Robert, in order for Lev. Automata to work, you need to have the complete dictionary as DFA. Once you have dictionary as DFA (or any sort of trie), computing simple regex-s or simple fixed or weighted Levenshtein distance becomes a snap. Levenshtein-Automata is particularity fast at it, much simpler and only slightly slower method (one pager code) "K.Oflazer"http://citeseerx.ist.psu.edu/viewdoc/summary?doi=10.1.1.136.3862

As said, you cannot really walk current term dictionary as automata/trie (or you have an idea on how to do that?). I guess there is enough application where stoing complete Term dictionary into RAM-DFA is not a problem. Even making some smart (heavily cached) persistent trie/DFA should not be all that complex.

Or you intended just to iterate all terms, and compute distance faster "break LD Matrix computation as soon as you see you hit the boundary"? But this requires iteration over all terms?

I have done something similar, in memory, but unfortunately someone else paid me for this and is not willing to share...

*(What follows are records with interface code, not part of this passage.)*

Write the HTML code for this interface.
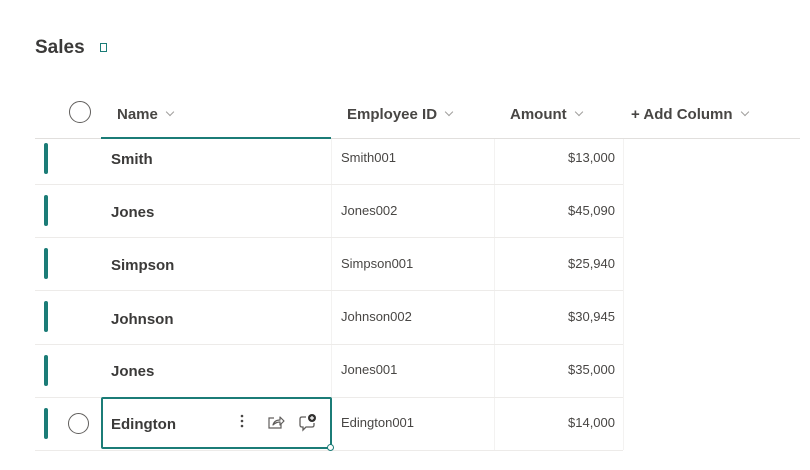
<!DOCTYPE html>
<html><head><style>
*{margin:0;padding:0;box-sizing:border-box}
body{width:810px;height:470px;background:#fff;font-family:"Liberation Sans",sans-serif;color:#323130;position:relative;overflow:hidden}
.a{position:absolute}
.h{font-size:15px;font-weight:bold;color:#484644;top:106px}
.chev{display:inline-block;width:6px;height:6px;border-right:1px solid #a19f9d;border-bottom:1px solid #a19f9d;transform:rotate(45deg);margin-left:9px;position:relative;top:-4px}
.bar{left:44px;width:4px;height:31px;background:#1b7c77;border-radius:2px}
.nm{left:111px;font-size:15px;font-weight:bold;color:#3b3a39}
.id{left:341px;font-size:13px;color:#484644}
.am{left:500px;width:115px;text-align:right;font-size:13px;color:#484644}
.sep{left:35px;width:588px;height:1px;background:#edebe9}
.vl{width:1px;background:#f3f2f1}
</style></head><body>
<div class="a" style="left:35px;top:37px;font-size:19px;font-weight:bold;color:#3b3a39">Sales</div>
<div class="a" style="left:100px;top:43px;width:7px;height:9px;border:1px solid #1b7c77"></div>

<div class="a" style="left:69px;top:101px;width:22px;height:22px;border:1.5px solid #605e5c;border-radius:50%"></div>
<div class="a h" style="left:117px">Name<span class="chev"></span></div>
<div class="a h" style="left:347px">Employee ID<span class="chev"></span></div>
<div class="a h" style="left:510px">Amount<span class="chev"></span></div>
<div class="a h" style="left:631px">+ Add Column<span class="chev"></span></div>
<div class="a" style="left:35px;top:138px;width:765px;height:1px;background:#e1dfdd"></div>
<div class="a" style="left:101px;top:137px;width:230px;height:2px;background:#1b7c77"></div>

<div class="a vl" style="left:331px;top:139px;height:311px"></div>
<div class="a vl" style="left:494px;top:139px;height:311px"></div>
<div class="a vl" style="left:623px;top:139px;height:311px"></div>

<div class="a sep" style="top:184px"></div>
<div class="a sep" style="top:237px"></div>
<div class="a sep" style="top:290px"></div>
<div class="a sep" style="top:344px"></div>
<div class="a sep" style="top:397px"></div>
<div class="a sep" style="top:450px"></div>

<div class="a bar" style="top:143px"></div>
<div class="a bar" style="top:195px"></div>
<div class="a bar" style="top:248px"></div>
<div class="a bar" style="top:301px"></div>
<div class="a bar" style="top:355px"></div>
<div class="a bar" style="top:408px"></div>

<div class="a nm" style="top:151px">Smith</div>
<div class="a nm" style="top:204px">Jones</div>
<div class="a nm" style="top:257px">Simpson</div>
<div class="a nm" style="top:311px">Johnson</div>
<div class="a nm" style="top:363px">Jones</div>
<div class="a nm" style="top:416px">Edington</div>

<div class="a id" style="top:150px">Smith001</div>
<div class="a id" style="top:203px">Jones002</div>
<div class="a id" style="top:256px">Simpson001</div>
<div class="a id" style="top:309px">Johnson002</div>
<div class="a id" style="top:362px">Jones001</div>
<div class="a id" style="top:415px">Edington001</div>

<div class="a am" style="top:150px">$13,000</div>
<div class="a am" style="top:203px">$45,090</div>
<div class="a am" style="top:256px">$25,940</div>
<div class="a am" style="top:309px">$30,945</div>
<div class="a am" style="top:362px">$35,000</div>
<div class="a am" style="top:415px">$14,000</div>

<div class="a" style="left:68px;top:413px;width:21px;height:21px;border:1.5px solid #605e5c;border-radius:50%"></div>
<div class="a" style="left:101px;top:397px;width:231px;height:52px;border:2px solid #1b7c77;border-radius:2px"></div>
<div class="a" style="left:327px;top:444px;width:7px;height:7px;border:1px solid #1b7c77;background:#fff;border-radius:50%"></div>
<svg class="a" style="left:236px;top:413px" width="90" height="20" viewBox="0 0 90 20">
<circle cx="6" cy="3" r="1.3" fill="#484644"/><circle cx="6" cy="8" r="1.3" fill="#484644"/><circle cx="6" cy="13" r="1.3" fill="#484644"/>
<path d="M38 5 H33 V15 H45 V11" fill="none" stroke="#605e5c" stroke-width="1.2"/>
<path d="M37 12 C38 8 41 7 44 7 V4 L48 8 L44 12 V9 C41 9 39 10 37 12Z" fill="none" stroke="#605e5c" stroke-width="1.2" stroke-linejoin="round"/>
<path d="M70 4 H66 Q64 4 64 6 V12 Q64 14 66 14 H67 V17 L70 14 H76 Q78 14 78 12 V10" fill="none" stroke="#605e5c" stroke-width="1.3"/>
<circle cx="76" cy="5" r="4" fill="#323130"/><path d="M76 3 V7 M74 5 H78" stroke="#fff" stroke-width="1.2"/>
</svg>
</body></html>
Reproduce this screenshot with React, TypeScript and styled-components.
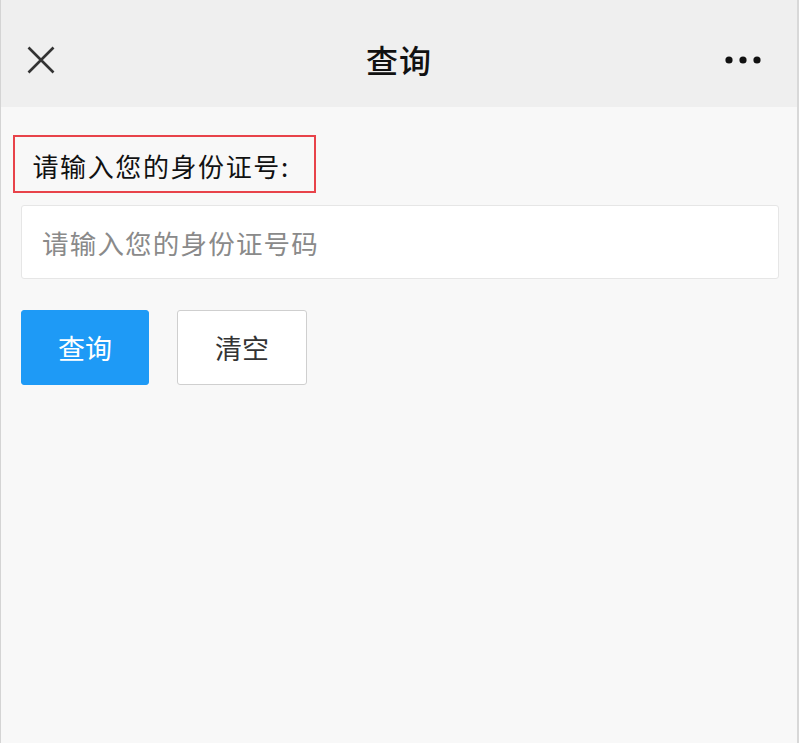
import React from "react";
import styled, { createGlobalStyle } from "styled-components";

const GlobalStyle = createGlobalStyle`
  html, body { margin: 0; padding: 0; background: #f8f8f8; }
  body { font-family: "Noto Sans CJK SC", "Noto Sans", sans-serif; }
  * { box-sizing: border-box; }
`;

const Page = styled.div`
  width: 799px;
  min-height: 743px;
  background: #f8f8f8;
  border-left: 1px solid #d4d4d4;
  border-right: 2px solid #d8d8d8;
  display: flex;
  flex-direction: column;
`;

const NavBar = styled.header`
  height: 107px;
  background: #efefef;
  display: grid;
  grid-template-columns: 130px 1fr 120px;
  align-items: center;
  padding: 12px 36px 0 26px;
`;

const IconButton = styled.button<{ $align: "start" | "end" }>`
  border: none;
  background: none;
  padding: 0;
  display: flex;
  justify-self: ${(p) => p.$align};
  align-items: center;
  cursor: pointer;
`;

const Title = styled.h1`
  margin: 0;
  text-align: center;
  font-size: 32px;
  font-weight: 500;
  color: #111;
  letter-spacing: 1px;
  line-height: 1.2;
`;

const Content = styled.main`
  display: flex;
  flex-direction: column;
  padding: 28px 20px 0 20px;
`;

const LabelBox = styled.div`
  align-self: flex-start;
  margin-left: -8px;
  height: 58px;
  width: 303px;
  border: 2.5px solid #e8434a;
  display: flex;
  align-items: center;
  padding: 3px 0 0 17.5px;
  font-size: 26px;
  letter-spacing: 1.6px;
  color: #111;
`;

const Input = styled.input`
  margin-top: 12px;
  height: 74px;
  width: 758px;
  background: #fff;
  border: 1px solid #e6e6e6;
  border-radius: 3px;
  padding: 0 20px;
  font-family: "Noto Sans CJK SC", "Noto Sans", sans-serif;
  font-size: 26.5px;
  letter-spacing: 1.2px;
  color: #333;
  outline: none;
  &::placeholder { color: #8a8a8a; }
`;

const Actions = styled.div`
  margin-top: 31px;
  display: flex;
  gap: 28px;
`;

const Button = styled.button<{ $primary?: boolean }>`
  height: 75px;
  width: ${(p) => (p.$primary ? "128px" : "130px")};
  border-radius: 3px;
  border: 1px solid ${(p) => (p.$primary ? "#1e9af6" : "#cfcfcf")};
  background: ${(p) => (p.$primary ? "#1e9af6" : "#fff")};
  color: ${(p) => (p.$primary ? "#fff" : "#333")};
  font-family: "Noto Sans CJK SC", "Noto Sans", sans-serif;
  font-size: 27px;
  display: flex;
  align-items: center;
  justify-content: center;
  padding: 0;
  cursor: pointer;
`;

const CloseIcon = () => (
  <svg width="28" height="28" viewBox="0 0 28 28">
    <path d="M1.5 1.5 L26.5 26.5 M26.5 1.5 L1.5 26.5" stroke="#333" strokeWidth="2.6" strokeLinecap="butt" />
  </svg>
);

const MoreIcon = () => (
  <svg width="36" height="10" viewBox="0 0 36 10">
    <circle cx="4" cy="5" r="3.6" fill="#111" />
    <circle cx="18" cy="5" r="3.6" fill="#111" />
    <circle cx="32" cy="5" r="3.6" fill="#111" />
  </svg>
);

export default function App() {
  return (
    <>
      <GlobalStyle />
      <Page>
        <NavBar>
          <IconButton $align="start" aria-label="关闭">
            <CloseIcon />
          </IconButton>
          <Title>查询</Title>
          <IconButton $align="end" aria-label="更多">
            <MoreIcon />
          </IconButton>
        </NavBar>
        <Content>
          <LabelBox>请输入您的身份证号:</LabelBox>
          <Input placeholder="请输入您的身份证号码" />
          <Actions>
            <Button $primary>查询</Button>
            <Button>清空</Button>
          </Actions>
        </Content>
      </Page>
    </>
  );
}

asfimport commented 15 years ago

Robert Muir (@rmuir) (migrated from JIRA)

eks:

the AutomatonTermEnumerator in this patch does walk the term dictionary according to the transitions present in the DFA. Thats what this JIRA issue is all about to me, not iterating all the terms! So you do not need the complete dictionary as a DFA.

for example: a regexp query of (a|b)cdefg with this patch seeks to 'acdefg', then 'bcdefg', as opposed to the current regex support which exhaustively enumerates all terms.

slightly more complex example, query of (a|b)cd*efg first seeks to 'acd' (because of kleen star operator). suppose it then encounters term 'acda', it will next seek to 'acdd', etc. if it encounters 'acdf', then next it seeks to 'bcd'.

this patch implements regex, wildcard, and fuzzy with n=1 in terms of this enumeration. what it doesnt do is fuzzy with arbitrary n!.

I used the simplistic quadratic method to compute a DFA for fuzzy with n=1 for the FuzzyAutomatonQuery present in this patch, the paper has a more complicate but linear method to compute the DFA.

asfimport commented 15 years ago

Eks Dev (migrated from JIRA)

hmmm, sounds like good idea, but I am still not convinced it would work for Fuzzy

take simple dictionary: one two three four

query Term is, e.g. "ana", right? and n=1, means your DFA would be: {.na, a.a, an., an, na, ana, .ana, ana., a.na, an.a, ana.} where dot represents any character in you alphabet.

For the first element in DFA (in expanded form) you need to visit all terms, no matter how you walk DFA... or am I missing something?

Where you could save time is actual calculation of LD Matrix for terms that do not pass automata

asfimport commented 15 years ago

Robert Muir (@rmuir) (migrated from JIRA)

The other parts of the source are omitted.